The Block Leveler is Alive!
The Hacker Block Leveler I recently acquired from a good friend originally came from the American Type Founders (ATF) auction. He had purchased it to level the feet of European metal type down to the American Standard .918″ type height. When he found out I was reviving the production of wood type, he offered to sell it to me to save the 400 passes I was wasting with my surface sander to bring the glued-up slabs to perfectly flat. That still does not include the 150 additional passes thru the machine to get the mirror polished “friction finish” on the printing surface; starting at 80 grit abrasive, ending with 2000 grit; but it will save me hours of sanding time and help me make better maple slabs.
My daughter Erin, taped me running the Hacker Block Leveler and has produced
the following video on the operation for everyone to see how it works:
The 500 pound machine was brought home in my trailer down a steep, winding, mountain road back to Ohio and into my garage. I spent the next 4 months adding three new motors and a series of pulleys to slow down the feed rates. Every step in the process of converting the leveler from a hand-fed and hand-rotated machine to the “sit back and watch” version I now have was a learning experience.
Thirty five years of Industrial Arts experience and lessons from building my other machines helped. However, I was building something that did not exist in a working, powered form. The block leveler at the Hamilton Wood Type & Printing Museum is a massive machine with a 16 inch horizontal carbide blade and a leather belt drive feed screw 12 feet long.
I have always had the gift of designing furniture, machines, and stage props in my head, including all the steps needed to produce it. Every step in making my block leveler went through many experiments and prototype pieces. I ended up with a bucket full of odd pulleys, belts, Acme threaded shafts and metal bars. Thank goodness there was a Tractor Supply store near my workshop.

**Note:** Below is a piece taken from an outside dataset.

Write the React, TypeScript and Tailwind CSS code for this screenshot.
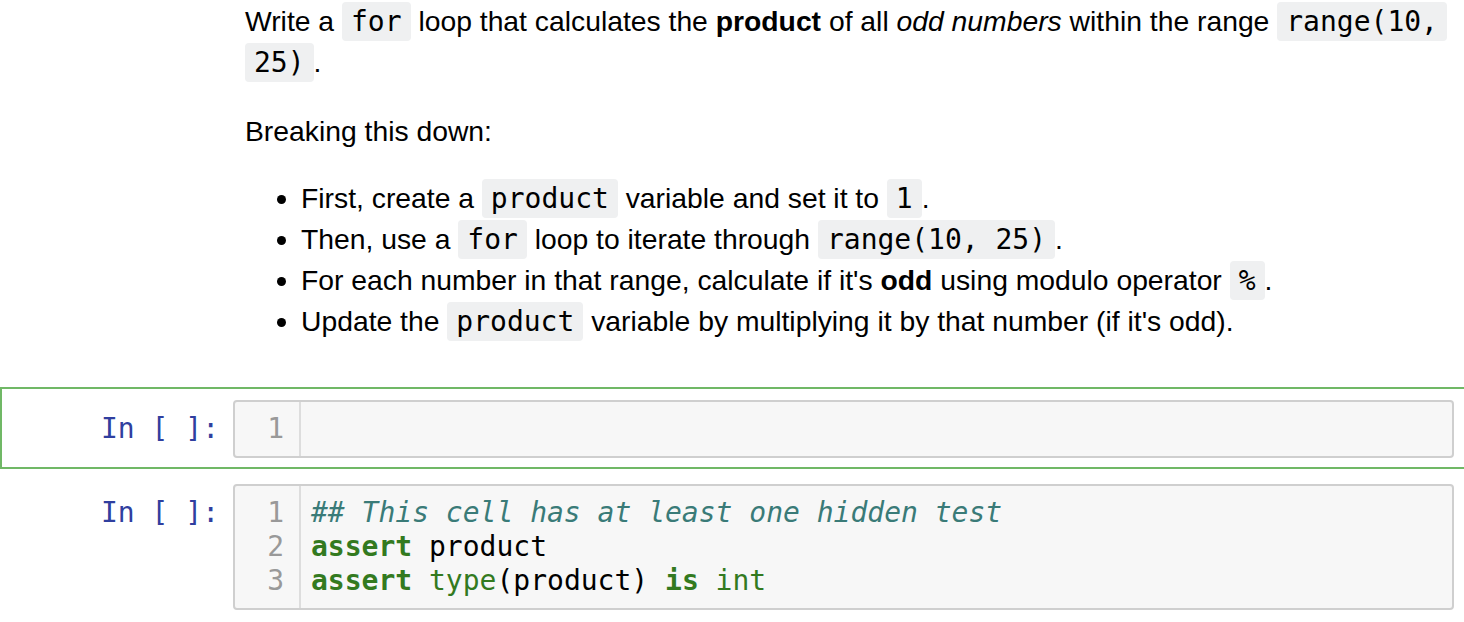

The original Hacker Block Leveler I purchased was set-up to surface metal type, including a factory installed chase in the rotating table. Vandercook had also designed it to surface the back of wood slabs down to type high (.918″). However, even though the table was machined to hold a self centering wood vise, ATF had not taken that option. I reversed engineered my own system and then was lucky enough to find the original Hacker U.S. Patent drawing for their wood vise on line. I kind of combined the two concepts into what I have now and it works GREAT! I am using the new block leveler to establish a reference plane on the bottom of the glued up hard maple slabs. Then I flip it over and spin down what will be the top surface of the slab into as parallel plane .050″ over size.
After a trip to my very accurate surface sanding machine that I designed and built, the polished slabs will make the return trip to the block leveler to cut away any wood from the BOTTOM of the slab to leave me large pieced of end grain hard maple at exactly type high. YEA!